▶ Requirement
Every line from the beginning of the records below up to the one holding "import React from" should be quoted exactly; leave out the rest.

▶ Records with interface code
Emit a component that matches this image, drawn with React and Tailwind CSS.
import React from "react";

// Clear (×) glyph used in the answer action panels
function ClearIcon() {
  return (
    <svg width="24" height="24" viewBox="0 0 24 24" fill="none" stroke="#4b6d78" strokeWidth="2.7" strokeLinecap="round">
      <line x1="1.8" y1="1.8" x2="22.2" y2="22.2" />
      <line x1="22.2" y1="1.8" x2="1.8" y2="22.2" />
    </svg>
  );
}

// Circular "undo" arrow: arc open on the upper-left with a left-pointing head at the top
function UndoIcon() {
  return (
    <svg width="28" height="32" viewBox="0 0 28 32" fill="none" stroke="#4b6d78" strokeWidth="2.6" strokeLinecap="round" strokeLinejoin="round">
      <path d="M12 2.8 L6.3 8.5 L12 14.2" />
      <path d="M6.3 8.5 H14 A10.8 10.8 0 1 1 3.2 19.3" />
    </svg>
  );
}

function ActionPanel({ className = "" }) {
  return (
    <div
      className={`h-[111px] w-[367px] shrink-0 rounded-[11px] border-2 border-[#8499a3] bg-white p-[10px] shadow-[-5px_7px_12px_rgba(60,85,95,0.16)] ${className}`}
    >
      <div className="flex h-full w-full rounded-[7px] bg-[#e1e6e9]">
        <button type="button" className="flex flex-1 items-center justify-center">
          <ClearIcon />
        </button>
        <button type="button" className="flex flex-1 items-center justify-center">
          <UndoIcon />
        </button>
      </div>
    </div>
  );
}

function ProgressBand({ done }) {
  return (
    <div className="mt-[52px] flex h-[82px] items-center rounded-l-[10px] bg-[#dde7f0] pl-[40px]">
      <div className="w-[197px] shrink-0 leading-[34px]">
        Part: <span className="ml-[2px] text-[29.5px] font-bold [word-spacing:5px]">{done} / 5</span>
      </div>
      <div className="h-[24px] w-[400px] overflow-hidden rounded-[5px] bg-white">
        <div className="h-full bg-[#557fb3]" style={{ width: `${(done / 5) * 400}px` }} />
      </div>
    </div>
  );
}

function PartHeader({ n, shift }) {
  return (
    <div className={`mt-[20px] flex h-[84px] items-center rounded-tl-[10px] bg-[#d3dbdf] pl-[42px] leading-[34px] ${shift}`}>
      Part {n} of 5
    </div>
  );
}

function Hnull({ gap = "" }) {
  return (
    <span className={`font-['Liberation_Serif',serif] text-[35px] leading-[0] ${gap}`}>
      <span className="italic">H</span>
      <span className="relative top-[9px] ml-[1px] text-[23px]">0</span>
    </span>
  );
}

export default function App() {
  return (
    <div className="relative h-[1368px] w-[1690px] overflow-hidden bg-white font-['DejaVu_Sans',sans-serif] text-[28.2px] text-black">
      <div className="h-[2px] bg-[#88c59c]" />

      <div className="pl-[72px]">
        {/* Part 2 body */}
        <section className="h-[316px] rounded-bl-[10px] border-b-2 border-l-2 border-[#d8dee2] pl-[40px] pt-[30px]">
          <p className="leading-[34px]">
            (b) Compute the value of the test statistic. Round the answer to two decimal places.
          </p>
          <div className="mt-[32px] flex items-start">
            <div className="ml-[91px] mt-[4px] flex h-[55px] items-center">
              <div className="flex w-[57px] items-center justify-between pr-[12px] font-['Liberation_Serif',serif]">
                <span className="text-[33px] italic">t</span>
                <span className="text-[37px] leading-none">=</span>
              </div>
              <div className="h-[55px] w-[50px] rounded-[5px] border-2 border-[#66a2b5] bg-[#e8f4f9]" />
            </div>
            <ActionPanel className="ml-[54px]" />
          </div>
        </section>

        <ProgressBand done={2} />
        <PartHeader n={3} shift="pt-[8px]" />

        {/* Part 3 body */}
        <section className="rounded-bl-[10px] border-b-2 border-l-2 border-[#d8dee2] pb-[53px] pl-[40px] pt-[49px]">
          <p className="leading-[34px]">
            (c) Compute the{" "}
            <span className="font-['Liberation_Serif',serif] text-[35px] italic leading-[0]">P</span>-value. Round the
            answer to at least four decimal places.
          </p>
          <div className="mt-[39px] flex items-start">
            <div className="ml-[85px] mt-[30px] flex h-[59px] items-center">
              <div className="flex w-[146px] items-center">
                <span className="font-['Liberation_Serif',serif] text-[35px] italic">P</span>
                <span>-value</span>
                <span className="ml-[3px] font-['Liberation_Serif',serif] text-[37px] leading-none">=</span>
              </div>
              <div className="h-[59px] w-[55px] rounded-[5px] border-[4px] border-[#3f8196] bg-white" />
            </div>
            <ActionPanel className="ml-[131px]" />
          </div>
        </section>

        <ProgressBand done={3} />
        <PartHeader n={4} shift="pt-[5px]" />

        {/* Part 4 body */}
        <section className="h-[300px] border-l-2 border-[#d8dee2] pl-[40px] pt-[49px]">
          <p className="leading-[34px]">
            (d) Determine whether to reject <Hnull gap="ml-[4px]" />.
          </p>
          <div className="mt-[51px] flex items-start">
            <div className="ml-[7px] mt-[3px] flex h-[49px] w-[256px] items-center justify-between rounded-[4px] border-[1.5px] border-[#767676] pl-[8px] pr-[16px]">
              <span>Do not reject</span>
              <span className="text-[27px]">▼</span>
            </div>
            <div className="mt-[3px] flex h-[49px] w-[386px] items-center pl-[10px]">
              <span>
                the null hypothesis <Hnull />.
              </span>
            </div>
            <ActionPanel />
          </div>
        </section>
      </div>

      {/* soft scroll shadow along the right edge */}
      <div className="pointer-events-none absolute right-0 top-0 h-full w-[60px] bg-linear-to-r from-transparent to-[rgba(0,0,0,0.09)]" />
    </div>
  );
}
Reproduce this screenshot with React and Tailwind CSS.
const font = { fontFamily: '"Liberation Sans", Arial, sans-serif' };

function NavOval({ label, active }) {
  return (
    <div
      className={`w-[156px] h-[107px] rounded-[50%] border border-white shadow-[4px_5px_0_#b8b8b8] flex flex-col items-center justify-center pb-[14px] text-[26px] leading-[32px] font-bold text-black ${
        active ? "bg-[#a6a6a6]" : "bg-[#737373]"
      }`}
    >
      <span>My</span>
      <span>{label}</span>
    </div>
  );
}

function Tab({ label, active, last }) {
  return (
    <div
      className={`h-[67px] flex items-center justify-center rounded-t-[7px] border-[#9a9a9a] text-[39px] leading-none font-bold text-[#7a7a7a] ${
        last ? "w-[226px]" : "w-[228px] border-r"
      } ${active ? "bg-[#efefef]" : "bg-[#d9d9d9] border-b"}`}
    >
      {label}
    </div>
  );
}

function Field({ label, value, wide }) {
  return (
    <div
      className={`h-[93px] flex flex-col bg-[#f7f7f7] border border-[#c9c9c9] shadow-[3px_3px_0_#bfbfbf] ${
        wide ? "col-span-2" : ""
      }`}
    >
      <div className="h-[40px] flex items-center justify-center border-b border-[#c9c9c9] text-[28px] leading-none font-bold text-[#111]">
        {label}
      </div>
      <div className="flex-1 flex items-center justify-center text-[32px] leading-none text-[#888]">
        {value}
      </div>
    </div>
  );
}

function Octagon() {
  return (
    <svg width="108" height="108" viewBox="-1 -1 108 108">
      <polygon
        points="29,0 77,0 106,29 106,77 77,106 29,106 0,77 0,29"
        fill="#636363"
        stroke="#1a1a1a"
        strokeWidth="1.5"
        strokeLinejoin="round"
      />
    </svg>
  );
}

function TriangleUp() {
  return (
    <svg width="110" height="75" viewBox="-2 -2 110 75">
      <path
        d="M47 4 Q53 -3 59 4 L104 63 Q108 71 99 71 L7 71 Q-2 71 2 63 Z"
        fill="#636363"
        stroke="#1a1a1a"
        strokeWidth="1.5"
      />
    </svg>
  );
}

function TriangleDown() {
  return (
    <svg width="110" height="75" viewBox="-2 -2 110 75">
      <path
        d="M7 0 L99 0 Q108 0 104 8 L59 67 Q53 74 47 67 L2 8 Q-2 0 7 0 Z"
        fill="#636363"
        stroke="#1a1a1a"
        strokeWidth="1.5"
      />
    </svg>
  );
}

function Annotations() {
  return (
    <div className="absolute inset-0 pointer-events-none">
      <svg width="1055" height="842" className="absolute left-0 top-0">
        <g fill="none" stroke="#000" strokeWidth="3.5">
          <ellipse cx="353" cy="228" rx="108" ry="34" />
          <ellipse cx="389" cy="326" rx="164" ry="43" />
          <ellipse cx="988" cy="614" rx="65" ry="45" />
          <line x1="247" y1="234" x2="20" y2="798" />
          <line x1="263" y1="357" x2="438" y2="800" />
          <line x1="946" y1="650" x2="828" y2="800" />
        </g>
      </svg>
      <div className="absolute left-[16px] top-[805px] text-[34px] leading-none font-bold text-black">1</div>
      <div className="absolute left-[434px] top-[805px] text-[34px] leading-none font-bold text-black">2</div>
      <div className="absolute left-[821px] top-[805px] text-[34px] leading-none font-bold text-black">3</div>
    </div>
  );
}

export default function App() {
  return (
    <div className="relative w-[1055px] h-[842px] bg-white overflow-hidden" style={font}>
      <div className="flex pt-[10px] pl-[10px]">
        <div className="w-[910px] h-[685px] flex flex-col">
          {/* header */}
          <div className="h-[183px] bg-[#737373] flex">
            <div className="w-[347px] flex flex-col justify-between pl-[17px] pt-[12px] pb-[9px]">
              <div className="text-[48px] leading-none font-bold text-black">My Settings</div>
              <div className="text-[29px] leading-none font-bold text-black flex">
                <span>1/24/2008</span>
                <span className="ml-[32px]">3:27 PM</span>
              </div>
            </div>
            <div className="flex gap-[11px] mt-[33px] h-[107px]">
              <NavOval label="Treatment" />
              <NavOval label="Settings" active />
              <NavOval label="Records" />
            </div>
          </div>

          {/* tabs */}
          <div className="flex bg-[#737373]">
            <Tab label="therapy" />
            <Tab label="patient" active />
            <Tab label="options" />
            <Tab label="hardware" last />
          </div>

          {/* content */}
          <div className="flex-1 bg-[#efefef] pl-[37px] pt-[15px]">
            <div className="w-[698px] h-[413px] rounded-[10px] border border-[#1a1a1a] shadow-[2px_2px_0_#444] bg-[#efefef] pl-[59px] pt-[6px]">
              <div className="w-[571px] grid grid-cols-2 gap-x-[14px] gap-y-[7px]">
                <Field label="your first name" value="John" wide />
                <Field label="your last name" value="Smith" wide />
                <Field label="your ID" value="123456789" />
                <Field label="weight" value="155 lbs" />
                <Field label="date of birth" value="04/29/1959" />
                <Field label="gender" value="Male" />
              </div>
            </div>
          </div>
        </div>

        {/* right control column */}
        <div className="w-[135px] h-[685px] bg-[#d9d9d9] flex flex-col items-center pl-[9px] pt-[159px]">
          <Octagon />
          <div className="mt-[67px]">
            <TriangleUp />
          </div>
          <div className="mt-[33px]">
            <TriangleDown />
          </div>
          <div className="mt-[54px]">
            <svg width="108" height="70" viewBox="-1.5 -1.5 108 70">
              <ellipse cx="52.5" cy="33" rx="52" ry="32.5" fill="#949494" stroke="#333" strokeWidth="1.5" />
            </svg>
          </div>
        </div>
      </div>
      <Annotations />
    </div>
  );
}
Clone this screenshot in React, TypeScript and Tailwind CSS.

▶ Problem solution
Emit a component that matches this image, drawn with React and Tailwind CSS.
import React from "react";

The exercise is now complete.